If you use part of your condo or co-op unit as a home office, the business-use percentage affects your credit. The IRS draws a clear line at 20%: if your business use is at or below 20% of the property’s total use, you can claim the full credit with no reduction. Once business use exceeds 20%, you must reduce the credit to reflect only the nonbusiness portion of the expense. Property used entirely for business gets no credit at all.

The rules around which properties qualify are more nuanced than most owners realize. Building envelope items like windows, doors, and insulation can only be claimed for a home you own and use as your principal residence. Equipment like heat pumps, central air conditioners, and electrical panels can be claimed for any residence you use—even a rented home or a second home. Landlords who rent out a unit but never live in it cannot claim either credit for that property.
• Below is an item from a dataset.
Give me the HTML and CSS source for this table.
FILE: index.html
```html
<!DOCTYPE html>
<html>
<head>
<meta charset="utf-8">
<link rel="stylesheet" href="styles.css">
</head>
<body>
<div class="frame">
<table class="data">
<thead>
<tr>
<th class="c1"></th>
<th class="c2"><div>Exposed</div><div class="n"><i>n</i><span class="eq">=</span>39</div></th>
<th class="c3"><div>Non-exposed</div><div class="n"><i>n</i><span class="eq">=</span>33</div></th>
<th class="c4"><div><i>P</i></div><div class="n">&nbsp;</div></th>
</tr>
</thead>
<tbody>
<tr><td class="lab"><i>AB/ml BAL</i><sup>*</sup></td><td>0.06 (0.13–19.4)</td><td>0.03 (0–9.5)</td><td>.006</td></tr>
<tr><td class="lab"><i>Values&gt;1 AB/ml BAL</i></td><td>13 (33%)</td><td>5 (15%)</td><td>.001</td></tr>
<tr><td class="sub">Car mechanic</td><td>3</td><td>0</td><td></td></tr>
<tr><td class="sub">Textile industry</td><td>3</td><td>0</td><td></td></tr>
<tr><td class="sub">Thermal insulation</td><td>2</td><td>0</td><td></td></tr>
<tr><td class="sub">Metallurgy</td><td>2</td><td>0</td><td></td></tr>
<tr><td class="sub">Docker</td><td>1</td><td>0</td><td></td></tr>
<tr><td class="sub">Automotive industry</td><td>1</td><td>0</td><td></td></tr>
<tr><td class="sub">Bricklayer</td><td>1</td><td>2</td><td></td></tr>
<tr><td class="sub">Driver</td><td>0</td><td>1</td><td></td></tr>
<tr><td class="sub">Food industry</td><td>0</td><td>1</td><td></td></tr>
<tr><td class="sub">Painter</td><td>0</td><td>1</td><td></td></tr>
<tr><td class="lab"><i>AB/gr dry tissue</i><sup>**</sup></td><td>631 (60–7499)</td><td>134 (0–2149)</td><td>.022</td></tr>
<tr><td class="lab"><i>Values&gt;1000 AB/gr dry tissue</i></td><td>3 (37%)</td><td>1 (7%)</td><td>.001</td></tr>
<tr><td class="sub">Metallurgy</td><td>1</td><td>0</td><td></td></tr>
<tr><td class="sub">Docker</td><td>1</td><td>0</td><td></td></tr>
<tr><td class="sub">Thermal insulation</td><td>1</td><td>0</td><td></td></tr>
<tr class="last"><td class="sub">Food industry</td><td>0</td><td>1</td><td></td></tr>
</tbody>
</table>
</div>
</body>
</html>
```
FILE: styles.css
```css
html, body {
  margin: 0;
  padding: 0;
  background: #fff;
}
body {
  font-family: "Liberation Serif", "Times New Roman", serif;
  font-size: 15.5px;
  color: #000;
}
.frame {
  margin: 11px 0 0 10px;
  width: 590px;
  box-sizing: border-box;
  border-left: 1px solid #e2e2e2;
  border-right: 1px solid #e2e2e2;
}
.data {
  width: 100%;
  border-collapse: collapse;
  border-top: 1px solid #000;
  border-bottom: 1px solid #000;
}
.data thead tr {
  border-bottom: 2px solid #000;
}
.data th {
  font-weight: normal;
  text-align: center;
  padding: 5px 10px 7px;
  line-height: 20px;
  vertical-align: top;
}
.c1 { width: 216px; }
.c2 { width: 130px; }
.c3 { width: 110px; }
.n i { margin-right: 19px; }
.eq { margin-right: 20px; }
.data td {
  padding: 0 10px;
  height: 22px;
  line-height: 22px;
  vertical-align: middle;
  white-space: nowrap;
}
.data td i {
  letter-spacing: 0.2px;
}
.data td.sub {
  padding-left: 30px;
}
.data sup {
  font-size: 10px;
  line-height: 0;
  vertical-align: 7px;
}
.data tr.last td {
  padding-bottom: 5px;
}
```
Coordinating Credits with Federal and State Rebates

Many condo and co-op buildings pursue DOE Home Energy Rebates (the HOMES and HEAR programs) alongside tax credits. You can combine both, but the tax credit must be calculated on the adjusted purchase price—the original cost minus the rebate amount. If a rebate covers 100% of an item’s cost, that item is not eligible for a tax credit at all. The good news: DOE rebates are treated as purchase-price reductions rather than taxable income, so they don’t show up on your return as earnings.

Public utility subsidies work similarly. If your utility company subsidizes the purchase or installation of clean energy equipment, you must subtract that subsidy from your qualified expenses before calculating the credit, regardless of whether the payment went to you or directly to the contractor. Net metering credits—payments for energy you sell back to the grid—do not reduce your qualified expenses.
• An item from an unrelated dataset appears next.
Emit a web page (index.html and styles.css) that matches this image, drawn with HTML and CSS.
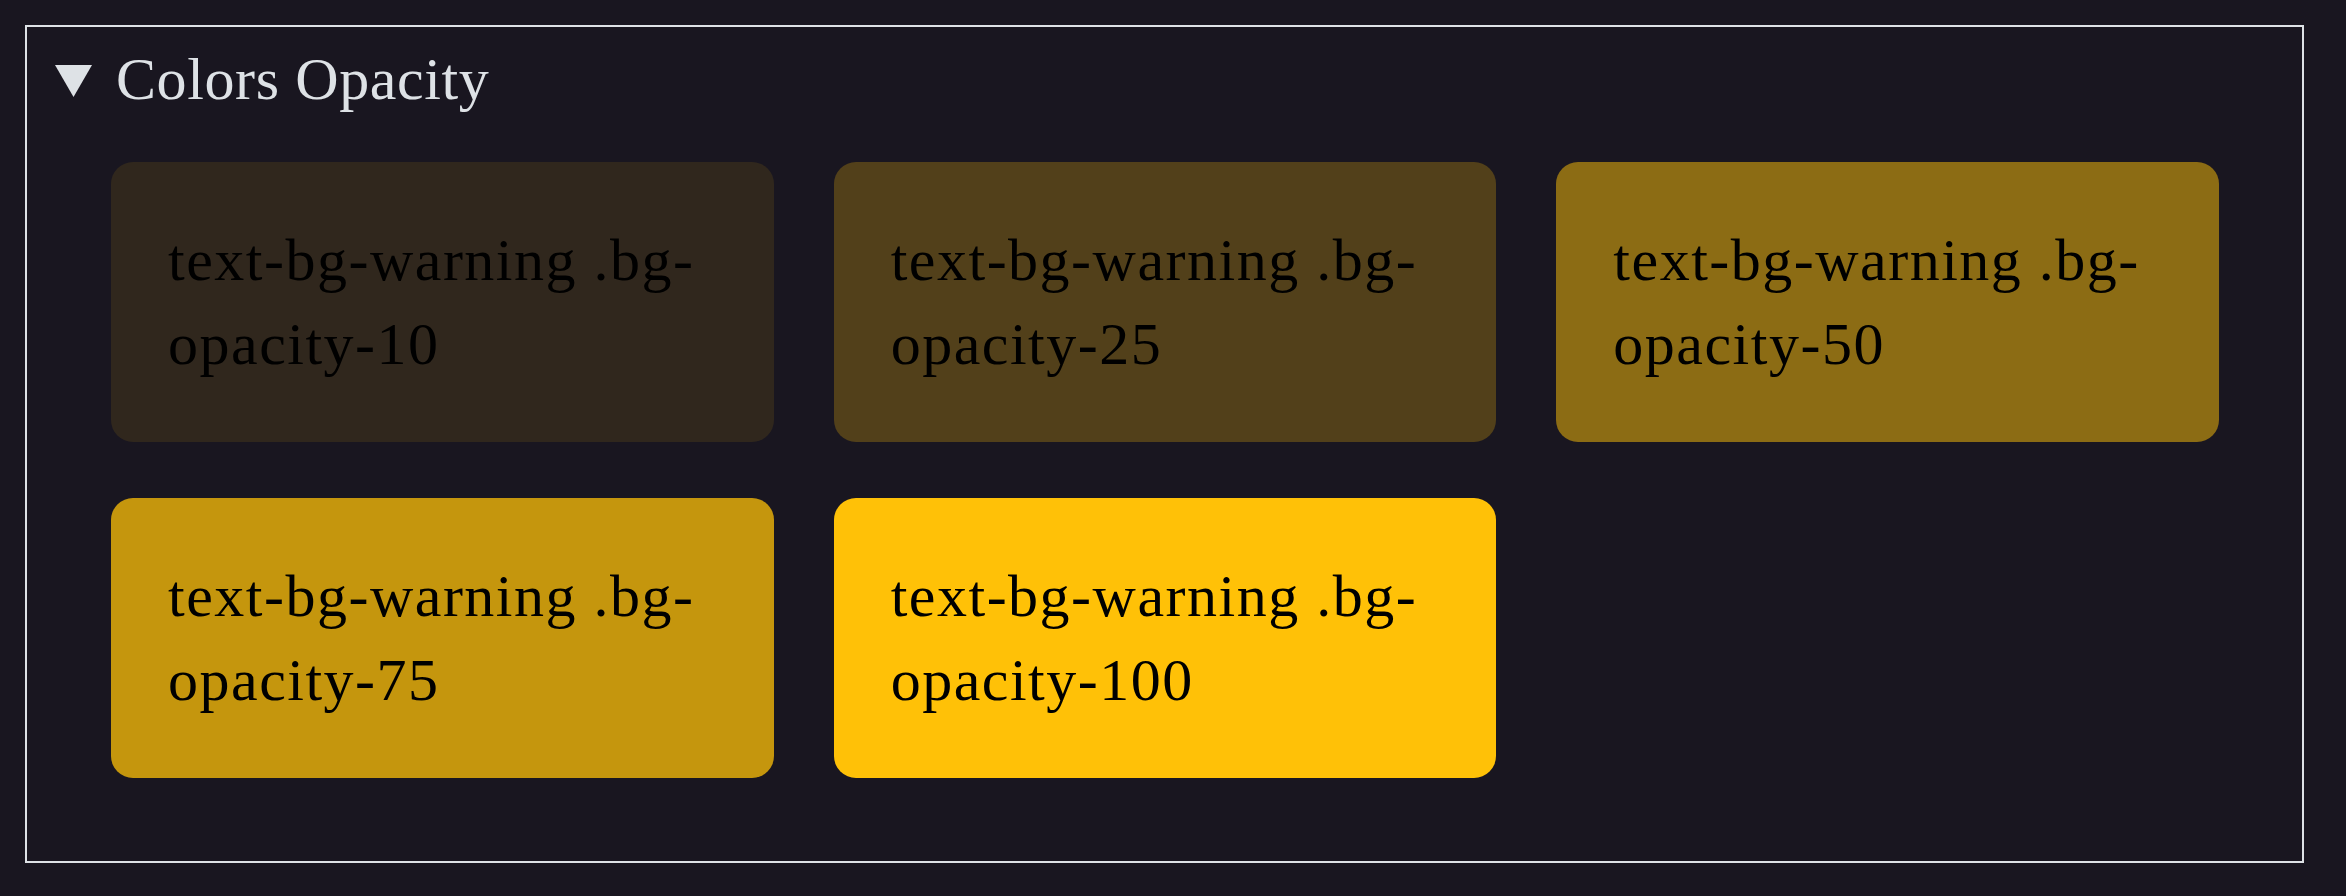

State incentives labeled as “rebates” may or may not require a reduction in your federal credit basis. The IRS notes that many state programs use the word “rebate” even when the payment doesn’t meet the federal definition of a purchase-price adjustment. Those state incentives could, however, count as gross income for federal tax purposes. This is worth flagging with a tax preparer before filing.
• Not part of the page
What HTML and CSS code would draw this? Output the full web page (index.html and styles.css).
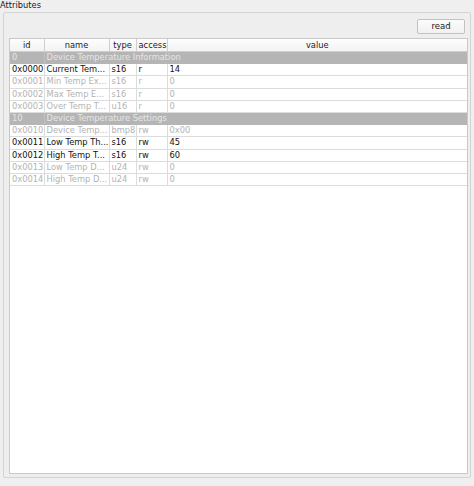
FILE: index.html
```html
<!DOCTYPE html>
<html>
<head>
<meta charset="utf-8">
<link rel="stylesheet" href="styles.css">
</head>
<body>
<div class="title">Attributes</div>
<div class="group">
  <div class="toolbar"><button class="btn">read</button></div>
  <div class="view">
    <table class="grid">
      <colgroup>
        <col class="c-id"><col class="c-name"><col class="c-type"><col class="c-acc"><col>
      </colgroup>
      <thead>
        <tr><th>id</th><th>name</th><th>type</th><th class="left">access</th><th>value</th></tr>
      </thead>
      <tbody>
        <tr class="sect"><td>0</td><td colspan="4">Device Temperature Information</td></tr>
        <tr><td>0x0000</td><td>Current Tem...</td><td>s16</td><td>r</td><td>14</td></tr>
        <tr class="dis"><td>0x0001</td><td>Min Temp Ex...</td><td>s16</td><td>r</td><td>0</td></tr>
        <tr class="dis"><td>0x0002</td><td>Max Temp E...</td><td>s16</td><td>r</td><td>0</td></tr>
        <tr class="dis"><td>0x0003</td><td>Over Temp T...</td><td>u16</td><td>r</td><td>0</td></tr>
        <tr class="sect"><td>10</td><td colspan="4">Device Temperature Settings</td></tr>
        <tr class="dis"><td>0x0010</td><td>Device Temp...</td><td>bmp8</td><td>rw</td><td>0x00</td></tr>
        <tr><td>0x0011</td><td>Low Temp Th...</td><td>s16</td><td>rw</td><td>45</td></tr>
        <tr><td>0x0012</td><td>High Temp T...</td><td>s16</td><td>rw</td><td>60</td></tr>
        <tr class="dis"><td>0x0013</td><td>Low Temp D...</td><td>u24</td><td>rw</td><td>0</td></tr>
        <tr class="dis"><td>0x0014</td><td>High Temp D...</td><td>u24</td><td>rw</td><td>0</td></tr>
      </tbody>
    </table>
  </div>
</div>
</body>
</html>
```

FILE: styles.css
```css
html, body {
  margin: 0;
  padding: 0;
  background: #efefef;
  font-family: "DejaVu Sans", sans-serif;
  font-size: 8.3px;
  color: #1a1a1a;
}
body {
  width: 474px;
  height: 486px;
  overflow: hidden;
}
.title {
  height: 12px;
  line-height: 11px;
}
.group {
  margin-left: 3px;
  width: 468px;
  height: 466px;
  box-sizing: border-box;
  border: 1px solid #d4d4d4;
  border-radius: 2px;
  background: #eeeeee;
  padding: 6px 2px 3px 5px;
  display: flex;
  flex-direction: column;
}
.toolbar {
  display: flex;
  justify-content: flex-end;
  padding-right: 3px;
  margin-bottom: 4px;
}
.btn {
  width: 48px;
  height: 15px;
  box-sizing: border-box;
  border: 1px solid #c2c2c2;
  border-radius: 2px;
  background: linear-gradient(#fbfbfb, #f1f1f1);
  font-family: "DejaVu Sans", sans-serif;
  font-size: 8.5px;
  color: #1a1a1a;
  padding: 0;
  line-height: 13px;
}
.view {
  flex: 1;
  background: #ffffff;
  border: 1px solid #c9c9c9;
  overflow: hidden;
}
.grid {
  width: 100%;
  border-collapse: collapse;
  table-layout: fixed;
}
.c-id { width: 34px; }
.c-name { width: 65px; }
.c-type { width: 27px; }
.c-acc { width: 31px; }
th {
  height: 12px;
  padding: 0;
  font-weight: normal;
  text-align: center;
  background: linear-gradient(#fdfdfd, #f3f3f3);
  border-right: 1px solid #cfcfcf;
  border-bottom: 1px solid #cfcfcf;
  color: #1a1a1a;
  line-height: 11px;
}
th.left { text-align: left; padding-left: 2px; }
th:last-child { border-right: none; }
td {
  height: 11.2px;
  padding: 0 0 0 2px;
  white-space: nowrap;
  overflow: hidden;
  border-right: 1px solid #dcdcdc;
  border-bottom: 1px solid #dcdcdc;
  line-height: 11px;
  color: #111111;
}
td:last-child { border-right: none; }
tr.dis td { color: #b3b3b3; }
tr.sect td {
  background: #b5b5b5;
  color: #e6e6e6;
  border-right: 1px solid #c2c2c2;
  border-bottom-color: #b5b5b5;
}
tr.sect td:last-child { border-right: none; }
```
Documentation Requirements

Getting the paperwork right matters more for condo and co-op owners than for single-family homeowners, because you need records from both the manufacturer and your association.

Manufacturer Certification and Product PINs

Every piece of qualifying equipment needs a manufacturer’s certification proving it meets IRS efficiency standards. Starting in 2026, manufacturers must assign a full 17-character qualified product identification number (QPIN) to each item, and taxpayers must include that PIN on their tax return. If you are claiming your share of a building-wide project, ask the board or managing agent for the PINs of all qualifying equipment before you file.

Association Allocation Letter

For shared improvements, the association or cooperative board must provide each owner with a written statement showing the total project cost, the qualifying equipment installed, and the owner’s allocated share of the expense. This letter is your primary proof of what you spent. Without it, you have no basis for the credit. If your board is installing qualifying equipment and hasn’t discussed allocation letters, raise the issue before the project wraps up—getting this documentation after the fact is far harder than building it into the project plan.

Receipts and Records

Keep invoices showing the installation date, equipment model numbers, and labor costs (where labor qualifies). For individual unit improvements, you should have direct receipts. For association projects, the allocation letter plus the board’s underlying invoices form the paper trail. Maintain all records for at least three years after filing the return that claims the credit.

Filing the Credit on Your Return

Both credits are reported on IRS Form 5695, Residential Energy Credits, which attaches to your Form 1040. Part I covers the Residential Clean Energy Credit (Section 25D), and Part II covers the Energy Efficient Home Improvement Credit (Section 25C). You enter the costs for each category on the designated lines and calculate the credit using the form’s built-in worksheets. A checkbox on the form lets you indicate that you live in a condominium or cooperative and are claiming a fractional share of the building’s qualified improvements.

Both credits are nonrefundable, meaning they can reduce your federal tax liability to zero but won’t generate a refund on their own. The critical difference: if your Section 25D credit exceeds your tax liability, the unused portion carries forward to future years with no expiration. Section 25C credits that exceed your liability are simply lost. For condo and co-op boards planning large projects, this distinction matters—a rooftop solar array generating 25D credits gives owners more flexibility than a window replacement generating 25C credits, especially for owners with lower tax bills.

If the IRS requests verification after you file, you will need to produce the manufacturer’s certification, the product PIN, and—for shared improvements—the association’s allocation letter. Filing electronically through IRS e-file tends to speed up processing, with most returns processed within a few weeks. Digital copies of all documentation stored separately from your tax return provide a safety net during the recordkeeping window.

Practical Tips for Condo and Co-op Boards

The board’s decisions directly determine whether individual owners can claim credits. A few steps make the difference between a smooth filing season and a building full of frustrated shareholders:

  • Pick a consistent allocation method early. For condos, any reasonable method works, but it must stay consistent. Document the chosen method in board minutes before the project starts.
  • Collect PINs from contractors. Make manufacturer certification statements and QPINs a deliverable in every energy-upgrade contract. Without them, owners cannot claim credits.
  • Issue allocation letters promptly. Owners need these documents before tax season. Set a deadline for distribution—ideally by late January following the year the equipment was placed in service.
  • Track “placed in service” dates carefully. The credit attaches to the year the equipment is fully installed and operational, not when the board signs the contract or makes a payment. An installation that finishes in January means owners claim the credit on that year’s return, even if the board paid the contractor the previous fall.
  • Confirm total allocations don’t exceed actual costs. The sum of all owners’ allocated shares cannot be more than what the association actually paid for qualifying equipment. Rounding errors in percentage-based allocations can push the total over—double-check the math.